To solve this, we can factor it! What two numbers multiply to -35 and add to 2? It's $7$ and $-5$!
So, $(x+7)(x-5) \geq 0$.
This means either both factors are positive (or zero) OR both factors are negative (or zero).
* If both positive: $x+7 \geq 0 \implies x \geq -7$ AND $x-5 \geq 0 \implies x \geq 5$. So, $x \geq 5$.
* If both negative: $x+7 \leq 0 \implies x \leq -7$ AND $x-5 \leq 0 \implies x \leq 5$. So, $x \leq -7$.
So, for this part, $x$ must be $\geq 5$ OR $x$ must be $\leq -7$.

Now, let's put this together with our rule that $x > 0$ for this case:
If $x > 0$ AND ($x \geq 5$ OR $x \leq -7$), then we only keep $x \geq 5$.
Finally, we also need to combine this with our domain rule from the beginning ($0 < x < \sqrt{35}$).
So, for Case 1, $x \geq 5$ AND $x < \sqrt{35}$. This means $5 \leq x < \sqrt{35}$.

**Case 2: When $x$ is a negative number ($x < 0$).**
If $x$ is negative, when we multiply both sides by $x$, we *must flip* the inequality sign!
$\frac{35-x^{2}}{x} \leq 2$ becomes $35-x^2 \geq 2x$.
Again, move everything to one side:
$0 \geq x^2 + 2x - 35$
This is the same as $x^2 + 2x - 35 \leq 0$.
We already factored this: $(x+7)(x-5) \leq 0$.
This means one factor is positive (or zero) and the other is negative (or zero).
This happens when $x$ is between $-7$ and $5$ (including $-7$ and $5$). So, $-7 \leq x \leq 5$.
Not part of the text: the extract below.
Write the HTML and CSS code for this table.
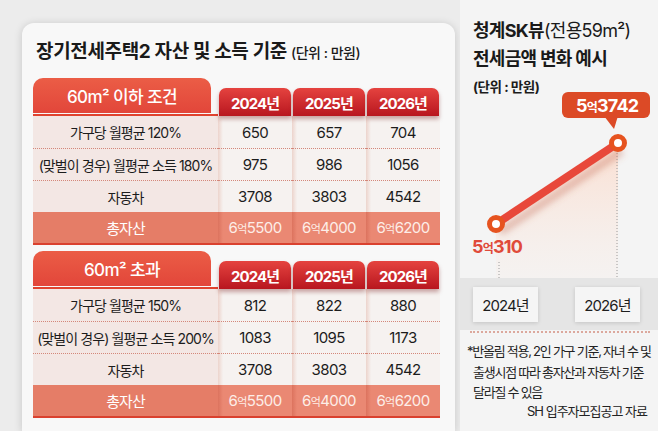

Now, let's put this together with our rule that $x < 0$ for this case:
If $x < 0$ AND ($-7 \leq x \leq 5$), then we get $-7 \leq x < 0$.
Finally, we also need to combine this with our domain rule from the beginning ($x < -\sqrt{35}$).
So, for Case 2, $-7 \leq x < 0$ AND $x < -\sqrt{35}$. This means $-7 \leq x < -\sqrt{35}$.

**Putting it all together:**
The numbers that work are the ones from Case 1 and Case 2 combined!
So, $x$ can be any number in the interval $[-7, -\sqrt{35})$ OR any number in the interval $[5, \sqrt{35})$.
We write this as: $x \in [-7, -\sqrt{35}) \cup [5, \sqrt{35})$.